The Moon’s negligible atmosphere (10⁻¹⁴ times Earth’s pressure) simplifies escape velocity calculations:
- No Drag: Unlike Earth, no atmospheric drag affects ascending vehicles
- No Heat: No atmospheric heating during ascent/descent
- Precise Trajectories: Vacuum enables more predictable ballistic trajectories
- Lower Δv Requirements: No need to overcome atmospheric resistance
However, the lack of atmosphere also means:
- No aerobraking capability for orbit insertion
- Higher landing velocities must be handled entirely by retro-rockets
- Dust behavior is more problematic (electrostatically charged regolith)

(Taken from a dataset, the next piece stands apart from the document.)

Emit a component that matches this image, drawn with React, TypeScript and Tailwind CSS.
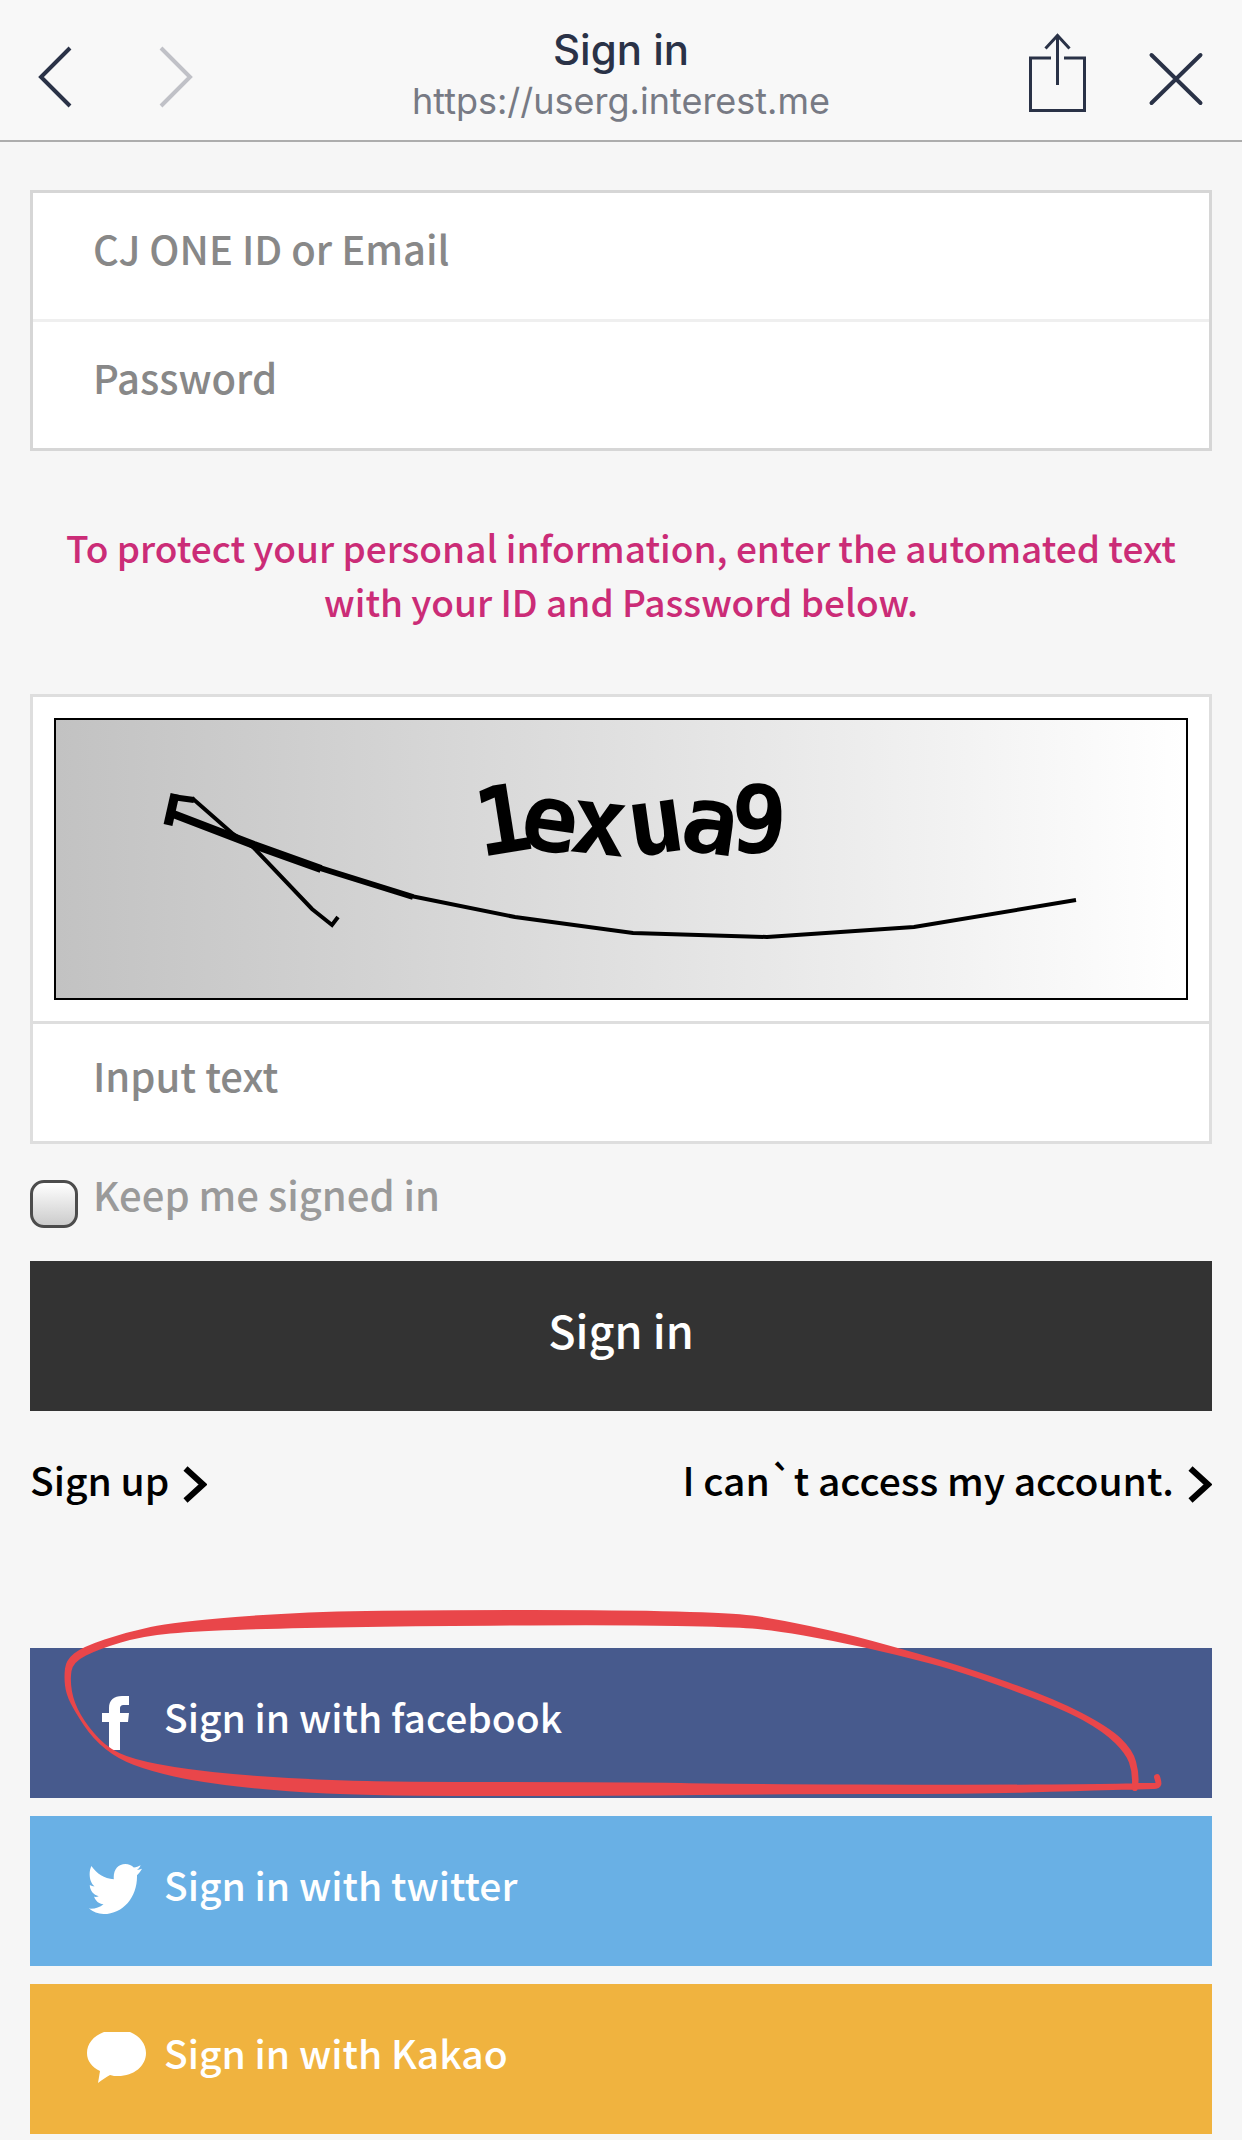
import React, { useState } from 'react';

type Point = [number, number];

interface SocialLink {
  id: string;
  label: string;
  className: string;
  icon: React.ReactNode;
}

// Runs a smooth closed curve along the points.
const smoothPath = (points: Point[]) => {
  const mid = (a: Point, b: Point) => `${(a[0] + b[0]) / 2} ${(a[1] + b[1]) / 2}`;
  const start = mid(points[points.length - 1], points[0]);
  const curves = points.map((p, i) => `Q${p[0]} ${p[1]} ${mid(p, points[(i + 1) % points.length])}`);
  return `M${start} ${curves.join(' ')} Z`;
};

const MARKER_POINTS: Point[] = [
  [34, 77], [36, 60], [52, 47], [97, 32], [144, 22], [267, 12], [406, 10], [591, 10],
  [702, 13], [742, 18], [817, 34], [868, 48], [932, 66], [1023, 98], [1079, 127], [1103, 150],
  [1109, 173], [1108, 190], [1106, 191], [1103, 191], [1102, 189], [1102, 171], [1096, 154], [1074, 132],
  [1031, 108], [932, 72], [868, 55], [805, 41], [742, 30], [702, 27], [591, 25], [406, 26],
  [267, 28], [168, 31], [113, 36], [69, 49], [43, 62], [40, 80], [44, 103], [58, 127],
  [80, 150], [113, 162], [176, 172], [267, 179], [366, 182], [591, 182], [710, 184], [947, 185],
  [1066, 184], [1125, 183], [1127, 183], [1126, 189], [1120, 189], [1046, 191], [947, 194], [749, 194],
  [591, 196], [346, 196], [247, 191], [168, 182], [120, 171], [88, 159], [63, 139], [45, 112], [36, 94],
];

const FacebookIcon = () => (
  <svg className="h-[54px] w-[30px] pr-[3px]" viewBox="0 0 27 54" fill="currentColor" aria-hidden="true">
    <path d="M27 0h-7C12 0 7 4 7 12v5H0v9h7v28h11V26h8l1-9h-9v-4c0-3 1-4 4-4h5V0Z" />
  </svg>
);

const TwitterIcon = () => (
  <svg className="h-[50px] w-14 pr-[3px]" viewBox="0 0 53 50" fill="currentColor" aria-hidden="true">
    <path d="M2.4 2C8 10 15 14.5 24.8 15.2 24 6 29 0 36.4 0c3.400 0 6.200 1.300 8.400 3.600 2.500-.4 4.700-1.300 6.800-2.400-.8 2-2 3.500-3.600 4.700 1.800-.1 3.400-.5 5-1.100-1.400 2.600-3 4.700-5 6.500C48.500 32 35 50 14.500 50 9 50 4 48 0 44.600c6 .4 10.500-1.200 14.500-4.400-4.600-.4-8-3.200-9.400-7.400 1.700.2 3.200.1 4.600-.5C4.500 30.800.8 26.500.8 21c1.500.8 3 1.300 4.700 1.400C.8 18.600-1 9.500 2.400 2Z" />
  </svg>
);

const KakaoIcon = () => (
  <svg className="h-[52px] w-[60px]" viewBox="0 0 60 52" fill="currentColor" aria-hidden="true">
    <path d="M17 0h26c10 4 16 12 16 21 0 13-12 23-28 23-3 0-5 0-8-1-4 2-8 5-12 8l2-12C5 35 0 29 0 21 0 12 6 4 17 0Z" />
  </svg>
);

const ChevronIcon = () => (
  <svg className="h-11 w-6 shrink-0" viewBox="0 0 24 44" fill="none" stroke="currentColor" strokeWidth="6" aria-hidden="true">
    <path d="M2.500 6.500 20 22.500 2.500 38.500" />
  </svg>
);

const socialLinks: SocialLink[] = [
  { id: 'facebook', label: 'Sign in with facebook', className: 'bg-[#475a8d]', icon: <FacebookIcon /> },
  { id: 'twitter', label: 'Sign in with twitter', className: 'bg-[#69b0e5]', icon: <TwitterIcon /> },
  { id: 'kakao', label: 'Sign in with Kakao', className: 'bg-[#f0b33f]', icon: <KakaoIcon /> },
];

const BrowserBar = () => (
  <header className="grid grid-cols-[1fr_auto_1fr] border-b-2 border-[#adadad] bg-[#f8f8f8] px-9 font-['Inter',sans-serif] text-[#2a3247]">
    <nav className="flex items-center gap-20 pt-[14px]">
      <button type="button" aria-label="Back">
        <svg className="h-[94px] w-10" viewBox="0 0 40 94" fill="none" stroke="currentColor" strokeWidth="4">
          <path d="M34 18 5 47l29 29" />
        </svg>
      </button>
      <button type="button" aria-label="Forward" disabled className="text-[#c0c1c7]">
        <svg className="h-[94px] w-10" viewBox="0 0 40 94" fill="none" stroke="currentColor" strokeWidth="4">
          <path d="m5 18 29 29L5 76" />
        </svg>
      </button>
    </nav>

    <div className="pt-6 pb-[14px] text-center">
      <h1 className="text-[42px] leading-[52px]">Sign in</h1>
      <p className="text-[36px] leading-[50px] font-normal text-[#777a84]">https://userg.interest.me</p>
    </div>

    <div className="flex items-center justify-end gap-[58px] pt-[14px]">
      <button type="button" aria-label="Share">
        <svg className="h-[94px] w-16" viewBox="0 0 64 94" fill="none" stroke="currentColor" strokeWidth="3">
          <path d="M25 28H4.500v52.500h54V28H38M31.500 55V6M19.500 18.500l12-13 12 13" />
        </svg>
      </button>
      <button type="button" aria-label="Close">
        <svg className="h-[94px] w-[58px]" viewBox="0 0 58 94" fill="none" stroke="currentColor" strokeWidth="4" strokeLinecap="round">
          <path d="m3.500 25 49 48M52.500 25l-49 48" />
        </svg>
      </button>
    </div>
  </header>
);

const Captcha = () => (
  <div className="border-2 border-black bg-linear-to-r from-[#c2c2c2] to-white">
    <svg className="block w-full" viewBox="0 0 1130 278" role="img" aria-label="Security text">
      <g fill="none" stroke="#000">
        <path strokeWidth="9" d="m112 105 7-31" />
        <path strokeWidth="6" d="m116 77 22 3" />
        <path strokeWidth="4" d="m136 78 41 36 20 13 59 62 20 16 6-8" />
        <path strokeWidth="8" d="m112 92 86 33 67 24" />
        <path strokeWidth="6" d="m264 148 93 29" />
        <path strokeWidth="4" d="m355 176 104 21 118 16 134 4 147-10 162-27" />
      </g>
      <text
        className="font-['DejaVu_Sans_Mono',monospace] text-[94px] font-bold"
        x="424 462 512 576 622 673"
        y="137 127 131 137 129 131"
        rotate="-9 8 6 -8 8 3"
      >
        1exua9
      </text>
    </svg>
  </div>
);

const inputClass =
  'block w-full bg-white pr-6 pb-4 pl-[60px] text-[40px] text-neutral-700 outline-none placeholder:text-[#888888]';

export default function App() {
  const [keepSignedIn, setKeepSignedIn] = useState(false);

  return (
    <div className="min-h-screen bg-[#f6f6f6] font-['Noto_Sans_CJK_KR',sans-serif] font-medium">
      <BrowserBar />

      <main className="px-[30px] pb-[6px]">
        <form onSubmit={(e) => e.preventDefault()}>
          {/* Account */}
          <div className="mt-12 divide-y-3 divide-[#efefef] border-3 border-[#d6d6d6]">
            <input type="text" aria-label="CJ ONE ID or Email" placeholder="CJ ONE ID or Email" className={`${inputClass} h-[129px]`} />
            <input type="password" aria-label="Password" placeholder="Password" className={`${inputClass} h-[126px]`} />
          </div>

          <p className="mx-auto mt-[69px] max-w-[1140px] text-center text-[37px] leading-[54px] text-[#cb2c77]">
            To protect your personal information, enter the automated text with your ID and Password below.
          </p>

          {/* Captcha */}
          <div className="mt-[66px] divide-y-3 divide-[#dedede] border-3 border-[#dedede] bg-white">
            <div className="p-[21px]">
              <Captcha />
            </div>
            <input type="text" aria-label="Input text" placeholder="Input text" className={`${inputClass} h-[117px]`} />
          </div>

          <div className="flex items-end gap-[15px] pt-[23px] pb-[33px]">
            <input
              id="keep"
              type="checkbox"
              checked={keepSignedIn}
              onChange={(e) => setKeepSignedIn(e.target.checked)}
              className="size-12 appearance-none rounded-[14px] border-3 border-[#4c4c4c] bg-linear-to-b from-white to-[#cccccc]"
            />
            <label htmlFor="keep" className="pb-[7px] text-[40px] leading-[54px] text-[#9a9a9a]">
              Keep me signed in
            </label>
          </div>

          <button type="submit" className="block h-[150px] w-full bg-[#333333] pb-3 text-[45px] text-white">
            Sign in
          </button>
        </form>

        <div className="mt-[41px] flex justify-between text-[39px] leading-[54px] text-black">
          <a href="#signup" className="flex items-end gap-[14px]">
            Sign up
            <ChevronIcon />
          </a>
          <a href="#account" className="flex items-end gap-[14px]">
            I can`t access my account.
            <ChevronIcon />
          </a>
        </div>

        {/* Social sign in */}
        <div className="relative mt-[142px] space-y-[18px]">
          {socialLinks.map((link) => (
            <button
              key={link.id}
              type="button"
              className={`flex h-[150px] w-full items-center gap-[17px] pl-[57px] text-[39px] text-white ${link.className}`}
            >
              <span className="flex h-[54px] w-[60px] items-start justify-center">{link.icon}</span>
              <span className="pb-[14px]">{link.label}</span>
            </button>
          ))}

          {/* Hand-drawn marker round the facebook button */}
          <svg
            className="pointer-events-none absolute inset-x-0 -top-12 h-[200px] w-full"
            viewBox="0 0 1182 200"
            preserveAspectRatio="none"
            aria-hidden="true"
          >
            <path fill="#e9464a" d={smoothPath(MARKER_POINTS)} />
            <path fill="none" stroke="#e9464a" strokeWidth="6" strokeLinecap="round" d="M1127 177c2 6 3 9-4 9h-18" />
          </svg>
        </div>
      </main>
    </div>
  );
}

These factors make lunar missions both simpler (no heat shields needed) and more complex (precise propulsion required) compared to Earth operations.
What would happen if the Moon’s escape velocity increased suddenly?
An sudden increase in the Moon’s escape velocity would imply either:
- Increased mass (M increased in vₑ = √(2GM/r))
- Decreased radius (r decreased)
Potential consequences:
- If from increased mass:
- Stronger gravitational pull on Earth (higher tides)
- Possible destabilization of lunar orbit
- Increased difficulty for future lunar missions
- If from decreased radius:
- Higher surface gravity (g = GM/r²)
- Potential crustal instability and moonquakes
- Changed appearance from Earth (angular size)
In reality, such changes would require impossible energy inputs. The Moon’s mass and radius change negligibly over geological timescales (except from rare meteorite impacts).